**What is required**
Copy every record exactly, and keep the pictures out.
*** Entries shown ***
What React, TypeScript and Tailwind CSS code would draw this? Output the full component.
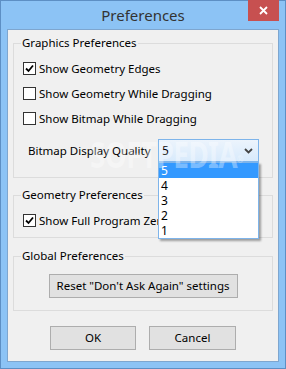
import { useState } from 'react';

const font = { fontFamily: '"Noto Sans", "Open Sans", sans-serif' };

interface CheckProps {
  label: string;
  checked: boolean;
}

const Check = ({ label, checked }: CheckProps) => (
  <div className="flex h-[25px] items-center gap-[3px] pl-[9px]">
    <span className="flex h-[13px] w-[13px] items-center justify-center border border-[#333333] bg-white">
      {checked && (
        <svg width="9" height="9" viewBox="0 0 9 9">
          <path d="M1 4.5 L3.5 7 L8 1.5" fill="none" stroke="#000" strokeWidth="1.8" />
        </svg>
      )}
    </span>
    <span>{label}</span>
  </div>
);

const Group = ({ title, children, className }: { title: string; children: React.ReactNode; className?: string }) => (
  <fieldset className={`mx-[5px] border border-[#dcdcdc] ${className ?? ''}`}>
    <legend className="ml-[7px] px-[1px] leading-[16px]">{title}</legend>
    {children}
  </fieldset>
);

const Button = ({ label, className }: { label: string; className?: string }) => (
  <button className={`h-[24px] border border-[#adadad] bg-[#e1e1e1] text-[11.5px] text-black ${className ?? ''}`}>
    {label}
  </button>
);

const App = () => {
  const [quality] = useState('5');
  const options = ['5', '4', '3', '2', '1'];

  return (
    <div className="h-[369px] w-[286px] border border-[#5d8fc4] bg-[#8cc3f5] text-[11.5px] text-black" style={font}>
      <div className="relative flex h-[28px] items-center justify-center">
        <span className="text-[15px] text-[#333333]">Preferences</span>
        <div className="absolute right-[6px] -top-[1px] flex h-[21px] w-[31px] items-center justify-center bg-[#c75050]">
          <svg width="9" height="9" viewBox="0 0 9 9">
            <path d="M1 1 L8 8 M8 1 L1 8" stroke="#fff" strokeWidth="1.8" />
          </svg>
        </div>
      </div>

      <div className="relative mx-[6px] h-[333px] border border-[#7ea6cf] bg-[#f0f0f0] pt-[5px]">
        <Group title="Graphics Preferences" className="pb-[15px]">
          <div className="pt-[5px]">
            <Check label="Show Geometry Edges" checked />
            <Check label="Show Geometry While Dragging" checked={false} />
            <Check label="Show Bitmap While Dragging" checked={false} />
          </div>
          <div className="mt-[8px] flex h-[23px] items-center pl-[14px]">
            <span className="w-[130px] shrink-0">Bitmap Display Quality</span>
            <div className="relative">
              <div className="flex h-[23px] w-[101px] items-center justify-between border border-[#7eb4ea] bg-gradient-to-b from-[#ecf4fc] to-[#d8eafc] pl-[3px] pr-[5px]">
                <span className="text-[12px]">{quality}</span>
                <svg width="9" height="6" viewBox="0 0 9 6">
                  <path d="M1 1 L4.5 4.5 L8 1" fill="none" stroke="#444" strokeWidth="1.8" />
                </svg>
              </div>
              <ul className="absolute left-0 top-[23px] z-10 w-[101px] border border-[#7eb4ea] bg-white text-[12px] shadow-[2px_2px_2px_rgba(0,0,0,0.35)]">
                {options.map((o) => (
                  <li
                    key={o}
                    className={`flex h-[15px] items-center pl-[2px] ${o === quality ? 'bg-[#3399ff] text-white' : ''}`}
                  >
                    {o}
                  </li>
                ))}
              </ul>
            </div>
          </div>
        </Group>

        <Group title="Geometry Preferences" className="mt-[9px] pb-[4px]">
          <div className="pt-[5px]">
            <Check label="Show Full Program Zero" checked />
          </div>
        </Group>

        <Group title="Global Preferences" className="mt-[10px] pb-[12px]">
          <div className="flex justify-center pt-[10px]">
            <Button label={'Reset "Don\'t Ask Again" settings'} className="w-[189px]" />
          </div>
        </Group>

        <div className="mt-[15px] flex justify-center gap-[13px]">
          <Button label="OK" className="w-[86px]" />
          <Button label="Cancel" className="w-[87px]" />
        </div>

        <span className="pointer-events-none absolute left-[82px] top-[107px] z-20 origin-left scale-x-[0.78] whitespace-nowrap text-[36px] font-bold leading-none tracking-tight text-white/35">
          SOFTPEDIA<sup className="text-[10px]">®</sup>
        </span>
      </div>
    </div>
  );
};

export default App;
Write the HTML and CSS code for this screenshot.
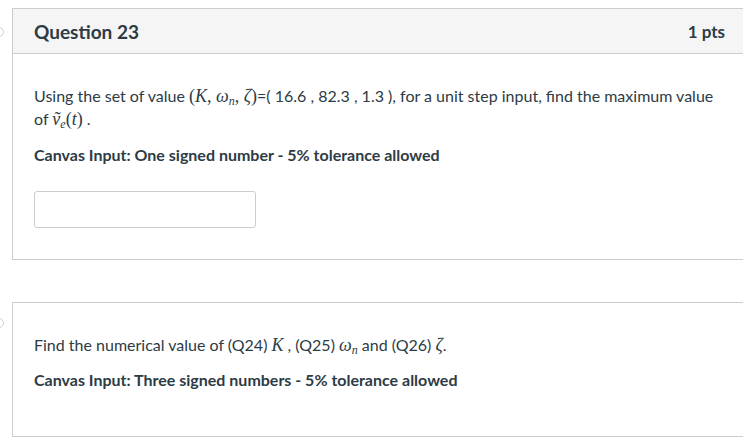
***
**Result of this task**
What React, TypeScript and Tailwind CSS code would draw this? Output the full component.
import { useState } from 'react';

const font = { fontFamily: '"Noto Sans", "Open Sans", sans-serif' };

interface CheckProps {
  label: string;
  checked: boolean;
}

const Check = ({ label, checked }: CheckProps) => (
  <div className="flex h-[25px] items-center gap-[3px] pl-[9px]">
    <span className="flex h-[13px] w-[13px] items-center justify-center border border-[#333333] bg-white">
      {checked && (
        <svg width="9" height="9" viewBox="0 0 9 9">
          <path d="M1 4.5 L3.5 7 L8 1.5" fill="none" stroke="#000" strokeWidth="1.8" />
        </svg>
      )}
    </span>
    <span>{label}</span>
  </div>
);

const Group = ({ title, children, className }: { title: string; children: React.ReactNode; className?: string }) => (
  <fieldset className={`mx-[5px] border border-[#dcdcdc] ${className ?? ''}`}>
    <legend className="ml-[7px] px-[1px] leading-[16px]">{title}</legend>
    {children}
  </fieldset>
);

const Button = ({ label, className }: { label: string; className?: string }) => (
  <button className={`h-[24px] border border-[#adadad] bg-[#e1e1e1] text-[11.5px] text-black ${className ?? ''}`}>
    {label}
  </button>
);

const App = () => {
  const [quality] = useState('5');
  const options = ['5', '4', '3', '2', '1'];

  return (
    <div className="h-[369px] w-[286px] border border-[#5d8fc4] bg-[#8cc3f5] text-[11.5px] text-black" style={font}>
      <div className="relative flex h-[28px] items-center justify-center">
        <span className="text-[15px] text-[#333333]">Preferences</span>
        <div className="absolute right-[6px] -top-[1px] flex h-[21px] w-[31px] items-center justify-center bg-[#c75050]">
          <svg width="9" height="9" viewBox="0 0 9 9">
            <path d="M1 1 L8 8 M8 1 L1 8" stroke="#fff" strokeWidth="1.8" />
          </svg>
        </div>
      </div>

      <div className="relative mx-[6px] h-[333px] border border-[#7ea6cf] bg-[#f0f0f0] pt-[5px]">
        <Group title="Graphics Preferences" className="pb-[15px]">
          <div className="pt-[5px]">
            <Check label="Show Geometry Edges" checked />
            <Check label="Show Geometry While Dragging" checked={false} />
            <Check label="Show Bitmap While Dragging" checked={false} />
          </div>
          <div className="mt-[8px] flex h-[23px] items-center pl-[14px]">
            <span className="w-[130px] shrink-0">Bitmap Display Quality</span>
            <div className="relative">
              <div className="flex h-[23px] w-[101px] items-center justify-between border border-[#7eb4ea] bg-gradient-to-b from-[#ecf4fc] to-[#d8eafc] pl-[3px] pr-[5px]">
                <span className="text-[12px]">{quality}</span>
                <svg width="9" height="6" viewBox="0 0 9 6">
                  <path d="M1 1 L4.5 4.5 L8 1" fill="none" stroke="#444" strokeWidth="1.8" />
                </svg>
              </div>
              <ul className="absolute left-0 top-[23px] z-10 w-[101px] border border-[#7eb4ea] bg-white text-[12px] shadow-[2px_2px_2px_rgba(0,0,0,0.35)]">
                {options.map((o) => (
                  <li
                    key={o}
                    className={`flex h-[15px] items-center pl-[2px] ${o === quality ? 'bg-[#3399ff] text-white' : ''}`}
                  >
                    {o}
                  </li>
                ))}
              </ul>
            </div>
          </div>
        </Group>

        <Group title="Geometry Preferences" className="mt-[9px] pb-[4px]">
          <div className="pt-[5px]">
            <Check label="Show Full Program Zero" checked />
          </div>
        </Group>

        <Group title="Global Preferences" className="mt-[10px] pb-[12px]">
          <div className="flex justify-center pt-[10px]">
            <Button label={'Reset "Don\'t Ask Again" settings'} className="w-[189px]" />
          </div>
        </Group>

        <div className="mt-[15px] flex justify-center gap-[13px]">
          <Button label="OK" className="w-[86px]" />
          <Button label="Cancel" className="w-[87px]" />
        </div>

        <span className="pointer-events-none absolute left-[82px] top-[107px] z-20 origin-left scale-x-[0.78] whitespace-nowrap text-[36px] font-bold leading-none tracking-tight text-white/35">
          SOFTPEDIA<sup className="text-[10px]">®</sup>
        </span>
      </div>
    </div>
  );
};

export default App;
Write the HTML and CSS code for this screenshot.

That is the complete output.